What is required =>
Say how many lines include "styles", with no words around the number.

*** Given information

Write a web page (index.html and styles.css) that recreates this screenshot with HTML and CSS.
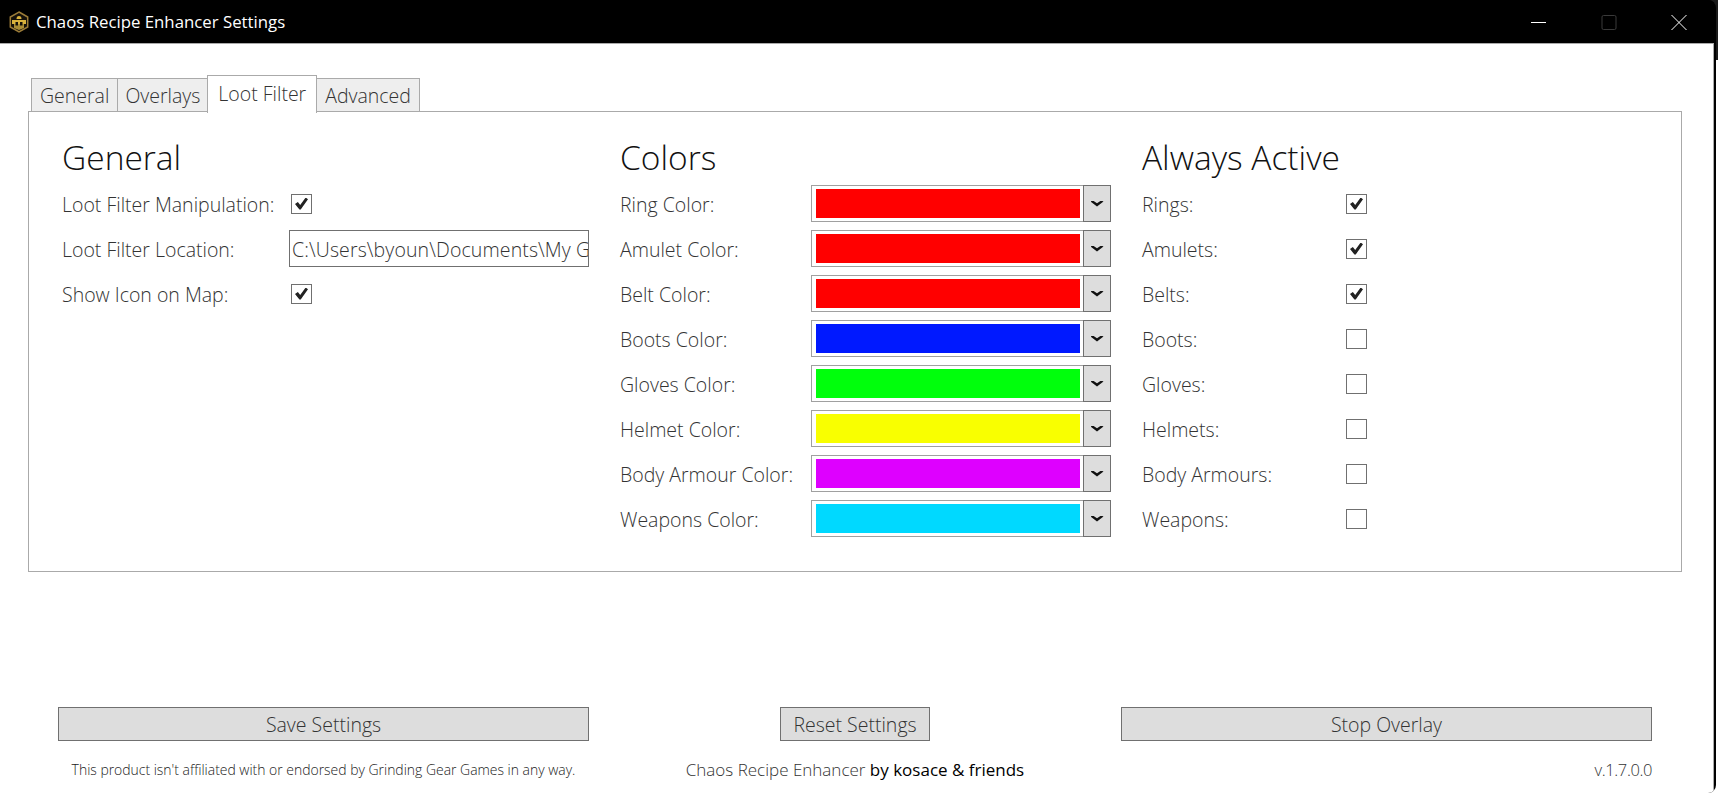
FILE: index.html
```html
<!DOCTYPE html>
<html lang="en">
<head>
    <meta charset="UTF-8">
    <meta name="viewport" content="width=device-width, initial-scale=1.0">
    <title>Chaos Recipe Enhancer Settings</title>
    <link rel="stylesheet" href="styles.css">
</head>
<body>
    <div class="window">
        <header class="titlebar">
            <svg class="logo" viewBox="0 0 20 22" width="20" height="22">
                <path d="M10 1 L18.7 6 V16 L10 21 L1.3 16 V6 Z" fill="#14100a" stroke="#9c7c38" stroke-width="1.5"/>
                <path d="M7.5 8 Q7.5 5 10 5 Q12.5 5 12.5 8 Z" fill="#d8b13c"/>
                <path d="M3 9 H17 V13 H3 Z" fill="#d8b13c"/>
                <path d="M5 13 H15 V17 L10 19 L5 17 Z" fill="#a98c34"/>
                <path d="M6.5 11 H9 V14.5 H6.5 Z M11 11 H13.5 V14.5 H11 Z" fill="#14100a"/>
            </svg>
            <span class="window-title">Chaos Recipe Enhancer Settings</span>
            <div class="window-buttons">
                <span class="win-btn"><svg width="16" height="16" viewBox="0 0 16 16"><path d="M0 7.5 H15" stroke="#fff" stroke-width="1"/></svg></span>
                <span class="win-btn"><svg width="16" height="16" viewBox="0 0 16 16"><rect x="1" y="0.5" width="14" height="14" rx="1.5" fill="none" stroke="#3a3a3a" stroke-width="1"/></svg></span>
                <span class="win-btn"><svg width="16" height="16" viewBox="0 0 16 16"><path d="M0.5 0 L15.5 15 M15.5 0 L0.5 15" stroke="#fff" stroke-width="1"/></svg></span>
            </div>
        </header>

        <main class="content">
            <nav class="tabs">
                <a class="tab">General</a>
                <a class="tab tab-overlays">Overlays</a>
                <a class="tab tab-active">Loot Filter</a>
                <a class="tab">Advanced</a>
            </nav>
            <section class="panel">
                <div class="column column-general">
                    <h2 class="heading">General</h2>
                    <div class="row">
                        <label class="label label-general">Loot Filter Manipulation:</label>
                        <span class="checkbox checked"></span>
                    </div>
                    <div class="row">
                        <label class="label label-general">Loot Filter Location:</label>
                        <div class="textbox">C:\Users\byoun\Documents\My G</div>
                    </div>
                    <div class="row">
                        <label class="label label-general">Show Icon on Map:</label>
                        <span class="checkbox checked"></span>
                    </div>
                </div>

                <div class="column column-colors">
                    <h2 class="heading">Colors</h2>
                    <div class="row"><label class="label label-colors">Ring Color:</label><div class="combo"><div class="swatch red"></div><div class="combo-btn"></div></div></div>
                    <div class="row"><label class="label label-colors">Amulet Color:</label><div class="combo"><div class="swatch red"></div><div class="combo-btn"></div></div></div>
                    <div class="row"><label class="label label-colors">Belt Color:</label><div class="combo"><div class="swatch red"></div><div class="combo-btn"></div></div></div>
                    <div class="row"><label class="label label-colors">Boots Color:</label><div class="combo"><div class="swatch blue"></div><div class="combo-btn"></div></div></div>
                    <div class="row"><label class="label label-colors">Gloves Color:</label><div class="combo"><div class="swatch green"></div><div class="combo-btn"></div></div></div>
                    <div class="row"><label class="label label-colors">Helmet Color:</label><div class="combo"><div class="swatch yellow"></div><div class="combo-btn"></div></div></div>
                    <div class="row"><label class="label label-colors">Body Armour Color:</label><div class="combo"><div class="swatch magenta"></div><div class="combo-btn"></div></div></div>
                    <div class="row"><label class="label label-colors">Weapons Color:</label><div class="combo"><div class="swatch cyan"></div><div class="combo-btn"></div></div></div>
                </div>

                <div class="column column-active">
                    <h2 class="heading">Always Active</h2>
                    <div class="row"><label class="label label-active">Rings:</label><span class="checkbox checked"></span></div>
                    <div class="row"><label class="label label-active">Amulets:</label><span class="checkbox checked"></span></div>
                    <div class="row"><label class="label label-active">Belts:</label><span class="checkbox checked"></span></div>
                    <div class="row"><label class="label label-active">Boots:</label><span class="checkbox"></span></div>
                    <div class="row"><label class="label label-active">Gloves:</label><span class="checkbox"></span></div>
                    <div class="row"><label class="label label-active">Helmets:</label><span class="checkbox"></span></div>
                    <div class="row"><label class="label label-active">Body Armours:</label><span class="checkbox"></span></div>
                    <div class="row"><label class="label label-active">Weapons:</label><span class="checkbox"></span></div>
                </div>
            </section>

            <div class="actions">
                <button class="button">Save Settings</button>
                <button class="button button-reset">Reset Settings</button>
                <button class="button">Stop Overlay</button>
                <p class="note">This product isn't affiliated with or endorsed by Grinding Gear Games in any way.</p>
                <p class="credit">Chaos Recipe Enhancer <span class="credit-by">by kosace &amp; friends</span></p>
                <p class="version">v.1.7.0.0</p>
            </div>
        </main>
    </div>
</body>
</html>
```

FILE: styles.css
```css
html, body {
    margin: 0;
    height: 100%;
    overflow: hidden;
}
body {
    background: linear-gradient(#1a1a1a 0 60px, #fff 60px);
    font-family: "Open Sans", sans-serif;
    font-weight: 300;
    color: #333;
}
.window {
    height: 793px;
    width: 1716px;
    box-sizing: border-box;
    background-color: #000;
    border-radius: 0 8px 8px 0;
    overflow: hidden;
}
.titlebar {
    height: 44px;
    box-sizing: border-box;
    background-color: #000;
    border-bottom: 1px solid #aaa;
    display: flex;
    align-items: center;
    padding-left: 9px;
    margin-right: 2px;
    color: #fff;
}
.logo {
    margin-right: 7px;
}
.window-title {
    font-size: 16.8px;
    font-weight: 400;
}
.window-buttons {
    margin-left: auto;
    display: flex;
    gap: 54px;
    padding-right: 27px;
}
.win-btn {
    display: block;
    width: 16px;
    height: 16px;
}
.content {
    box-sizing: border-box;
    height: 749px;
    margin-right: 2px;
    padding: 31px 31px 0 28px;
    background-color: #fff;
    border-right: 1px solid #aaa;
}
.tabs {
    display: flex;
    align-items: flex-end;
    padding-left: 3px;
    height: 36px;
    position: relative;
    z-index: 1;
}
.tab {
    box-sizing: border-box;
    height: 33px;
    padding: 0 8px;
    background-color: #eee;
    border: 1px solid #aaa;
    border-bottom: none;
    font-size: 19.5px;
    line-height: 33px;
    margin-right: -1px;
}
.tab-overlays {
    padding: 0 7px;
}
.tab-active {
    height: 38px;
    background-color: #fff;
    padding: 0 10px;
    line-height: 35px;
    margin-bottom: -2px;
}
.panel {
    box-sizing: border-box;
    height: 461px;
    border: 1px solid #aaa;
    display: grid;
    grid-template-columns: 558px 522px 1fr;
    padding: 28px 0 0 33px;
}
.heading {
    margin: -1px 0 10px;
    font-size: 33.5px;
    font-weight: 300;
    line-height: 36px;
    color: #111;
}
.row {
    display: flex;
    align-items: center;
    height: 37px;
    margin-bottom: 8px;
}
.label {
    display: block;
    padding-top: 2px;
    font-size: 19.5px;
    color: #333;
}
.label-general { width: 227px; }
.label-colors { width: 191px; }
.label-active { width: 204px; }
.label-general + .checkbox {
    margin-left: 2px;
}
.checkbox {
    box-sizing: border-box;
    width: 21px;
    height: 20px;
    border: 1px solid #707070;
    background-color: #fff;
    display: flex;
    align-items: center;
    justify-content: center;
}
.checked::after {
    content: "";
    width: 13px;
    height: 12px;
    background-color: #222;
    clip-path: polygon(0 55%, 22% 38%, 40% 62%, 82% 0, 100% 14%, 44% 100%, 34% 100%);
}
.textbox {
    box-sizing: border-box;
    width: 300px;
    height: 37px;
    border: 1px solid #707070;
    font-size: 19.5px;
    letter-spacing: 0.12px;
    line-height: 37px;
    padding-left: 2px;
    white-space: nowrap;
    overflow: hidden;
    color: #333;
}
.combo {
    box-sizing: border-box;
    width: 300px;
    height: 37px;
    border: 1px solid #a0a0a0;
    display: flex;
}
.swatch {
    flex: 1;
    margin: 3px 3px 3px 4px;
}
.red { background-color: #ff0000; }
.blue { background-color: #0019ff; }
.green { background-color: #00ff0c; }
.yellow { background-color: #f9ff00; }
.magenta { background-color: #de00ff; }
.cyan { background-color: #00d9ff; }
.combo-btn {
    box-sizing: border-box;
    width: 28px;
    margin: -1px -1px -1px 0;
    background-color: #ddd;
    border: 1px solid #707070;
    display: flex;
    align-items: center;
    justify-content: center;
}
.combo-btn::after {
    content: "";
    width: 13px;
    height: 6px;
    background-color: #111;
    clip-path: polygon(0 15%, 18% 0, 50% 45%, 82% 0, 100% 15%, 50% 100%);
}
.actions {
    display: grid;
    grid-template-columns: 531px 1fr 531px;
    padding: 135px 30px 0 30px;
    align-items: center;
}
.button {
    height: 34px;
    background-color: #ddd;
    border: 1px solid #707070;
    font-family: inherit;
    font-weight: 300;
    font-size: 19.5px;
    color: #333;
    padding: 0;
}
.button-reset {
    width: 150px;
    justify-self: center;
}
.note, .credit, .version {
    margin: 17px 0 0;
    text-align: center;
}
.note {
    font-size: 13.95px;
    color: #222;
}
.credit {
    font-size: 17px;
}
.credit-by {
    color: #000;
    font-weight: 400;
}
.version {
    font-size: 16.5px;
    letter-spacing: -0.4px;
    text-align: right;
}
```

******

Right answer =>
3